Tre consigli, inoltre, sono riassunti nel video di Rudy Bandiera di cui suggerisco rapida visione: con il suo stile Rudy fornisce indicazioni semplici e molto utili.

Utilissimo anche il suggerimento di Francesca Sanzo (blogger e comunicatrice) sul suo profilo Facebook: “leggere il messaggio, scomporlo e analizzare ogni parola chiedendoci se in quel contesto abbia senso, sia pertinente, c’entri qualcosa o non si tratti solo di una super cazzola con scapellamento da qualche parte.

Una volta riconosciute le bufale cosa possiamo fare?

Anche in questo caso alcuni suggerimenti.

Nel dubbio MAI condividere il contenuto.

Le bufale si autoalimentano con lo “sharing”, la condivisione. E’ il loro pane.

Inoltre ne va della nostra credibilità.

Condividendo a nostra volta notizie false risulteremo meno attendibili, anche se lo facciamo in buona fede.

Chi non vorrebbe aiutare qualcuno con un click? Beh se ci pensiamo non è con una condivisione che possiamo essere di conforto o di aiuto.

Poi ci sono casi in cui magari invece l’eccezione conferma la regola. Ma stiamo generici. Evitiamo.

Segnaliamo e aiutiamo

Se siamo su un social, ad esempio, segnaliamo il contenuto come spam o falso. Tempestiamo di segnalazioni.

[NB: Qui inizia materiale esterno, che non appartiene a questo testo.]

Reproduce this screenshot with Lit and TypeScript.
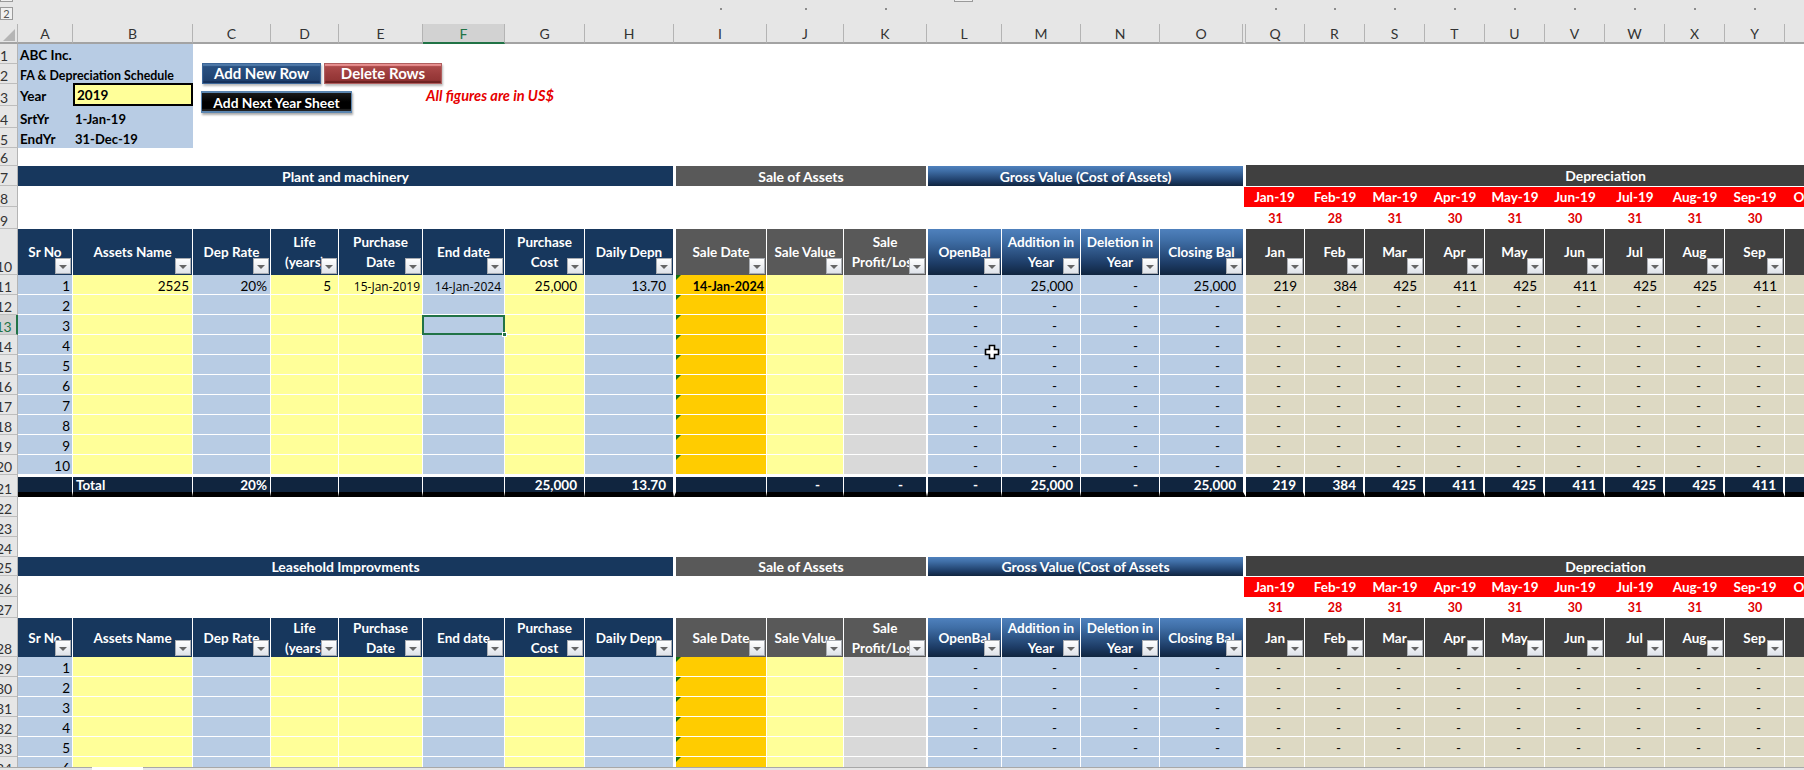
import { LitElement, html, css, nothing } from "lit";
import { customElement } from "lit/decorators.js";

const LETTERS = ["A","B","C","D","E","F","G","H","I","J","K","L","M","N","O","Q","R","S","T","U","V","W","X","Y","","",""];
const MONTHS = ["Jan","Feb","Mar","Apr","May","Jun","Jul","Aug","Sep","","",""];
const MONTH_ROW = ["Jan","Feb","Mar","Apr","May","Jun","Jul","Aug","Sep","Oct","",""];
const DAYS = [31,28,31,30,31,30,31,31,30];
const DEPN = [219,384,425,411,425,411,425,425,411];
const FILL = ["blue","yel","blue","yel","yel","blue","yel","blue","org","yel","gry","blue","blue","blue","blue",...Array(12).fill("tan")];
const EDGE: Record<number,string> = { 8: "lg", 11: "lb", 14: "rg" };
const PAD = ["p2","p3","p3","p7","p2","p3","p7","p7","p2","p7","p7","p7","p7","p7","p7",...Array(12).fill("p7")];
const DASH = ["d","d","d","d","d","d","d","d","d","d","d","d","d","dn","d",...Array(12).fill("d")];
const HEADS: string[][] = [
  ["Sr No"],["Assets Name"],["Dep Rate"],["Life","(years)"],["Purchase","Date"],["End date"],["Purchase","Cost"],["Daily Depn"],
  ["Sale Date"],["Sale Value"],["Sale","Profit/Loss"],["OpenBal"],["Addition in","Year"],["Deletion in","Year"],["Closing Bal"],
  ...MONTHS.map((m) => (m ? [m] : [])),
];
const dashes = (): Record<number,string> => {
  const o: Record<number,string> = {};
  for (const i of [11,12,13,14,...Array.from({length:9},(_, k) => 15 + k)]) o[i] = "-";
  return o;
};

@customElement("app-root")
export class AppRoot extends LitElement {
  static styles = css`
    :host { display: block; width: 1804px; height: 770px; overflow: hidden; background: #fff; font-family: Lato, "Liberation Sans", sans-serif; font-size: 13.5px; color: #000; }
    .wrap { position: relative; height: 767px; overflow: hidden; }
    .sheet {
      display: grid; width: 1965px;
      grid-template-columns: 18px 55px 120px 78px 68px 84px 82px 80px 89px 93px 77px 83px 75px 79px 79px 86px 59px repeat(11, 60px);
      grid-template-rows: 24px 20px 20px 20px 22px 22px 20px 18px 20px 21px 22px 46px repeat(10, 20px) 22px repeat(3, 20px) 19px 21px 21px 39px repeat(6, 20px);
    }
    .sheet > div { box-sizing: border-box; min-width: 0; }
    .out { background: #e6e6e6; display: flex; justify-content: center; }
    .outl { flex-direction: column; justify-content: flex-start; align-items: flex-start; gap: 5px; }
    .obox { box-sizing: border-box; width: 13px; background: #f0f0f0; border: 1px solid #9a9a9a; font-size: 11px; line-height: 12px; text-align: center; color: #555; }
    .ob1 { height: 2px; border-top: 0; }
    .ob2 { height: 13px; }
    .dot { width: 2px; height: 2px; background: #8c8c8c; margin-top: 8px; }
    .obtn { box-sizing: border-box; width: 19px; height: 2px; background: #f0f0f0; border: 1px solid #9a9a9a; border-top: 0; margin-left: -2px; }
    .chd { background: #e6e6e6; border-right: 1px solid #b4b4b4; border-bottom: 2px solid #a3a3a3; display: flex; align-items: center; justify-content: center; color: #333; font-size: 14px; }
    .chd.hid { border-right: 4px double #b4b4b4; }
    .chd.act { background: #d2d2d2; border-bottom: 2px solid #217346; color: #217346; }
    .corner { background: #e6e6e6; border-right: 1px solid #b4b4b4; border-bottom: 2px solid #a3a3a3; display: flex; align-items: flex-end; justify-content: center; padding-bottom: 1px; }
    .corner svg { display: block; }
    .rh { background: #e6e6e6; border-right: 1px solid #b4b4b4; border-bottom: 1px solid #bdbdbd; display: flex; align-items: flex-end; justify-content: center; padding-right: 9px; color: #333; font-size: 14px; line-height: 15px; overflow: hidden; }
    .rh.act { background: #d2d2d2; color: #217346; border-right: 2px solid #217346; }
    .c { display: flex; align-items: flex-end; white-space: nowrap; overflow: hidden; line-height: 15px; padding-bottom: 0; }
    .r { justify-content: flex-end; }
    .top { background: #b8cce4; font-weight: 700; padding-left: 2px; line-height: 17px; font-size: 13.5px; }
    .small { font-size: 12.4px; }
    .val { padding-left: 2px; font-size: 13px; }
    .yl { padding-bottom: 1px; }
    .yr { background: #ffff99; border: 2px solid #000; margin-top: -1px; padding: 2px 0 0 2px; align-items: center; font-weight: 700; }
    .note { overflow: visible; color: #e60000; font-style: italic; font-weight: 700; padding: 0 0 2px 3px; font-size: 14.6px; line-height: 17px; }
    .band { justify-content: center; align-items: center; color: #fff; font-weight: 700; padding: 0; font-size: 14px; line-height: 17px; }
    .navy { background: #17375d; }
    .grey { background: #595959; margin-left: 2px; }
    .grad { background: linear-gradient(#4f81bd, #3f6ea6 25%, #1d3c66 75%, #10253f); margin-left: 1px; }
    .dark { background: #404040; margin-top: -1px; }
    .band.navy { margin-right: 1px; }
    .band.grey { margin-right: 1px; }
    .band.grad { margin-right: 3px; }
    .red { background: #ff0000; color: #fff; font-weight: 700; justify-content: center; align-items: center; margin-top: 1px; padding: 1px 0 0; line-height: 17px; }
    .redl { margin-left: -2px; }
    .day { color: #e00000; font-weight: 700; font-size: 12.5px; justify-content: center; line-height: 17px; padding-bottom: 2px; }
    .h { position: relative; color: #fff; font-weight: 700; background: #17375d; display: flex; flex-direction: column; justify-content: center; align-items: center; text-align: center; line-height: 20px; border-right: 1px solid #fff; white-space: nowrap; overflow: hidden; }
    .h.g2 { background: #595959; }
    .h.g3 { background: linear-gradient(#4f81bd, #3f6ea6 25%, #1d3c66 75%, #10253f); }
    .h.g4 { background: #404040; }
    .flt { position: absolute; right: 1px; bottom: 1px; width: 16px; height: 16px; box-sizing: border-box; background: linear-gradient(#ffffff, #dfe3ea); border: 1px solid #a9adb3; }
    .flt::after { content: ""; position: absolute; left: 3px; top: 6px; border-left: 4px solid transparent; border-right: 4px solid transparent; border-top: 4px solid #666; }
    .cell { border-right: 1px solid #fff; border-bottom: 1px solid #fff; }
    .blue { background: #b8cce4; }
    .yel { background: #ffff99; }
    .org { background: #ffcc00; position: relative; }
    .org::before { content: ""; position: absolute; left: 0; top: 0; border-top: 5px solid #107010; border-right: 5px solid transparent; }
    .gry { background: #d9d9d9; }
    .tan { background: #ddd9c3; }
    .lg { border-left: 2px solid #fff; }
    .lb { border-left: 1px solid #fff; }
    .rg { border-right: 3px solid #fff; }
    .p2 { padding-right: 2px; }
    .p3 { padding-right: 3px; }
    .p7 { padding-right: 7px; }
    .d { padding-right: 23px; }
    .dn { padding-right: 21px; }
    .date { font-family: "Open Sans", Lato, sans-serif; font-size: 12px; }
    .boldd { font-weight: 700; font-size: 12.6px; }
    .sel { position: relative; overflow: visible; z-index: 1; }
    .sel::after { content: ""; position: absolute; inset: 0 -1px -1px -1px; border: 2px solid #217346; }
    .sel::before { content: ""; position: absolute; right: -3px; bottom: -3px; width: 5px; height: 5px; background: #217346; border: 1px solid #fff; box-sizing: border-box; z-index: 1; }
    .tot { background: #10253f; color: #fff; font-weight: 700; border-top: 2px solid #fff; border-right: 1px solid #fff; border-bottom: 5px solid #000; align-items: center; padding-top: 1px; }
    .tot.tq { border-right-width: 2px; }
    .tot.rg { border-right-width: 3px; }
    .shapes { position: absolute; left: 201px; top: 63px; display: flex; flex-direction: column; gap: 7px; }
    .brow { display: flex; gap: 3px; margin-left: 1px; }
    .btn { box-sizing: border-box; font: 700 15px Lato, sans-serif; color: #fff; padding: 0 0 2px; display: flex; align-items: center; justify-content: center; border-radius: 0; }
    .b1 { width: 119px; height: 21px; border: 1px solid #3c6698; background: linear-gradient(#2a5283, #254a79 50%, #1e3f6b); box-shadow: inset 0 2px 1px #4f79a8, inset 0 -2px 1px #15305a, 1px 2px 2px #bbb; }
    .b2 { width: 118px; height: 21px; border: 1px solid #b05e5e; background: linear-gradient(#b04e4e, #9c3c3c 55%, #8f3232); box-shadow: inset 0 2px 1px #e89090, inset 0 -2px 1px #6e2222, 1px 2px 2px #bbb; }
    .b3 { width: 151px; height: 22px; border: 1px solid #5c86b0; border-width: 2px 1px; background: linear-gradient(#1a1a1a, #000 50%); box-shadow: inset 0 -2px 1px #222, 1px 2px 2px #aaa; font-size: 13.8px; padding: 0; }
    .cursor { position: absolute; left: 984px; top: 344px; display: block; }
    .tabs { position: relative; height: 3px; background: #e6e6e6; border-top: 1px solid #a8a8a8; box-sizing: border-box; }
    .tab { position: absolute; left: 92px; top: -1px; width: 51px; height: 3px; background: #fff; }
  `;

  private blank(n: number) {
    return html`<div class="bk" style="grid-column: span ${n}"></div>`;
  }

  private rh(n: number, act = false) {
    return html`<div class="rh ${act ? "act" : ""}">${n}</div>`;
  }

  private band(label: string, cls: string, n: number) {
    return html`<div class="c band ${cls}" style="grid-column: span ${n}">${label}</div>`;
  }

  private sectionBands(title: string, gross: string) {
    return html`${this.band(title, "navy", 8)}${this.band("Sale of Assets", "grey", 3)}${this.band(gross, "grad", 4)}${this.band("Depreciation", "dark", 12)}`;
  }

  private monthRows(a: number) {
    return html`
      ${this.rh(a)}${this.blank(15)}
      ${MONTH_ROW.map((m, i) => html`<div class="c red ${i === 0 ? "redl" : ""}">${m ? `${m}-19` : nothing}</div>`)}
      ${this.rh(a + 1)}${this.blank(15)}
      ${DAYS.map((d) => html`<div class="c day">${d}</div>`)}${this.blank(3)}
    `;
  }

  private heads(n: number) {
    return html`${this.rh(n)}${HEADS.map((lines, i) => {
      const g = i < 8 ? "" : i < 11 ? "g2" : i < 15 ? "g3" : "g4";
      const e = EDGE[i] ?? "";
      return html`<div class="h ${g} ${e}">${lines.map((l) => html`<span>${l}</span>`)}<i class="flt"></i></div>`;
    })}`;
  }

  private dataRow(n: number, vals: Record<number, string>, opts: { act?: boolean; sel?: number; dateCols?: number[]; boldCol?: number } = {}) {
    return html`${this.rh(n, opts.act)}${FILL.map((f, i) => {
      const v = vals[i];
      const pad = v === "-" ? DASH[i] : PAD[i];
      const cls = [
        "c", "cell", "r", f, EDGE[i] ?? "", v ? pad : "",
        opts.sel === i ? "sel" : "",
        opts.dateCols?.includes(i) ? "date" : "",
        opts.boldCol === i ? "boldd" : "",
      ].join(" ");
      return html`<div class=${cls}>${v ?? nothing}</div>`;
    })}`;
  }

  private totalRow(n: number) {
    const vals: Record<number, string> = {
      2: "20%", 6: "25,000", 7: "13.70", 9: "-", 10: "-", 11: "-", 12: "25,000", 13: "-", 14: "25,000",
    };
    DEPN.forEach((d, i) => (vals[15 + i] = String(d)));
    return html`${this.rh(n)}${FILL.map((_, i) => {
      if (i === 1) return html`<div class="c tot" style="padding-left:3px">Total</div>`;
      const v = vals[i];
      const pad = v === "-" ? DASH[i] : PAD[i];
      const cls = ["c", "r", "tot", i === 14 ? "rg" : "", i === 8 ? "lg" : "", i === 11 ? "lb" : "", i >= 15 ? "tq" : "", v ? pad : ""].join(" ");
      return html`<div class=${cls}>${v ?? nothing}</div>`;
    })}`;
  }

  render() {
    const first: Record<number, string> = {
      ...dashes(), 0: "1", 1: "2525", 2: "20%", 3: "5", 4: "15-Jan-2019", 5: "14-Jan-2024", 6: "25,000", 7: "13.70", 8: "14-Jan-2024", 12: "25,000", 14: "25,000",
    };
    DEPN.forEach((d, i) => (first[15 + i] = String(d)));
    const rows1 = Array.from({ length: 9 }, (_, k) => k + 2);
    const rows2 = Array.from({ length: 6 }, (_, k) => k + 1);
    return html`
      <div class="wrap">
        <div class="sheet">
          <div class="out outl"><div class="obox ob1"></div><div class="obox ob2">2</div></div>
          ${LETTERS.map((l, i) =>
            html`<div class="out">${(i >= 8 && i <= 10) || (i >= 15 && i < 24) ? html`<i class="dot"></i>` : i === 11 ? html`<i class="obtn"></i>` : nothing}</div>`)}

          <div class="corner"><svg width="12" height="12" viewBox="0 0 12 12"><path d="M12 0V12H0Z" fill="#b5b5b5"/></svg></div>
          ${LETTERS.map((l, i) => html`<div class="chd ${i === 5 ? "act" : ""} ${i === 14 ? "hid" : ""}">${l}</div>`)}

          ${this.rh(1)}<div class="c top" style="grid-column: span 2">ABC Inc.</div>${this.blank(25)}
          ${this.rh(2)}<div class="c top small" style="grid-column: span 2">FA &amp; Depreciation Schedule</div>${this.blank(25)}
          ${this.rh(3)}<div class="c top yl">Year</div><div class="c yr">2019</div>${this.blank(3)}<div class="c note">All figures are in US$</div>${this.blank(21)}
          ${this.rh(4)}<div class="c top">SrtYr</div><div class="c top val">1-Jan-19</div>${this.blank(25)}
          ${this.rh(5)}<div class="c top">EndYr</div><div class="c top val">31-Dec-19</div>${this.blank(25)}
          ${this.rh(6)}${this.blank(27)}

          ${this.rh(7)}${this.sectionBands("Plant and machinery", "Gross Value (Cost of Assets)")}
          ${this.monthRows(8)}
          ${this.heads(10)}
          ${this.dataRow(11, first, { dateCols: [4, 5], boldCol: 8 })}
          ${rows1.map((n) =>
            this.dataRow(n + 10, { ...dashes(), 0: String(n) }, { act: n === 3, sel: n === 3 ? 5 : undefined }))}
          ${this.totalRow(21)}
          ${this.rh(22)}${this.blank(27)}
          ${this.rh(23)}${this.blank(27)}
          ${this.rh(24)}${this.blank(27)}

          ${this.rh(25)}${this.sectionBands("Leasehold Improvments", "Gross Value (Cost of Assets")}
          ${this.monthRows(26)}
          ${this.heads(28)}
          ${rows2.map((n) => this.dataRow(n + 28, { ...dashes(), 0: String(n) }))}
        </div>

        <div class="shapes">
          <div class="brow">
            <button class="btn b1">Add New Row</button>
            <button class="btn b2">Delete Rows</button>
          </div>
          <button class="btn b3">Add Next Year Sheet</button>
        </div>

        <svg class="cursor" width="16" height="16" viewBox="0 0 16 16">
          <path d="M5.5 1.5H10.5V5.5H14.5V10.5H10.5V14.5H5.5V10.5H1.5V5.5H5.5Z" fill="#fff" stroke="#000" stroke-width="1.6"/>
        </svg>
      </div>
      <div class="tabs"><div class="tab"></div></div>
    `;
  }
}
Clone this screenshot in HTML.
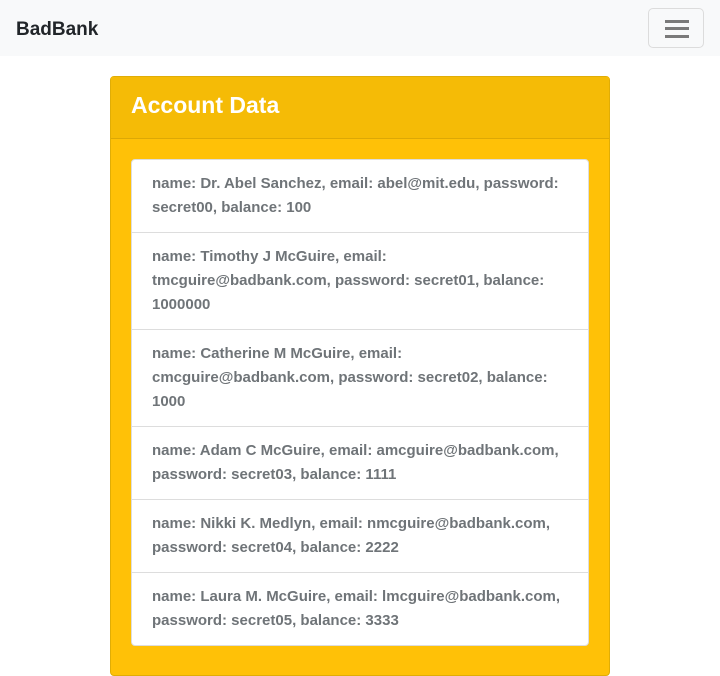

Se troviamo post di contatti a noi visibili che riportano la bufala…commentiamo con il link che evidenzi la natura fake della notizia o (in privato) segnaliamo al nostro amico/a che ha preso una cantonata.

Occhio alla “bolla”

Lo Stanford History Education Group ha condotto un’interessantissima inchiesta su un campione di oltre settemila ragazzi dai 12 ai 20 anni che ha evidenziato (come descritto da Repubblica) la loro “difficoltà nel distinguere contenuti comuni dalla pubblicità così come i problemi nel comprendere la fonte di un articolo”.

Non basta essere Millennials dunque per essere scafati.

Altrettanto interessanti le considerazioni della Professoressa Giovanna Cosenza sul suo blog: “delle chiacchiere su filtri bolla, post-verità e bufale, per dirla in termini spicci, non frega niente a nessuno. Per dirla in modo più elegante: di queste cose importa solo ed esclusivamente a coloro che stanno dentro al filtro bolla in cui si parla, appunto, di filtri bolla, post-verità e bufale. Detto ancora in altri termini: non è parlandosi addosso che si esce dalla bolla in cui ci si parla addosso.”

Beh trovo in effetti la considerazione alquanto vera.

In questi giorni ho letto molti pareri sul tema “fake” e bufale ma da blogger, comunicatori o giornalisti che sono molti dei miei contatti, con cui interagisco o che cerco maggiormente.

La spiegazione sta in questa bolla di cui parla la Cosenza.

Ognuno cioè vive la propria vita in un mondo fatto a misura di marketing che finisce per diventare costrittivo, ciò che Eli Pariser (Il Filtro) chiama la «bolla dei filtri». Un’isola di sole notizie gradevoli, attinenti ai nostri interessi e conformi alle nostre convinzioni (così cita testualmente una recensione de Il Saggiatore).

Difendersi dalle bufale è possibile.

Basta volerlo.

Non sono i social il problema, ma come li si usa.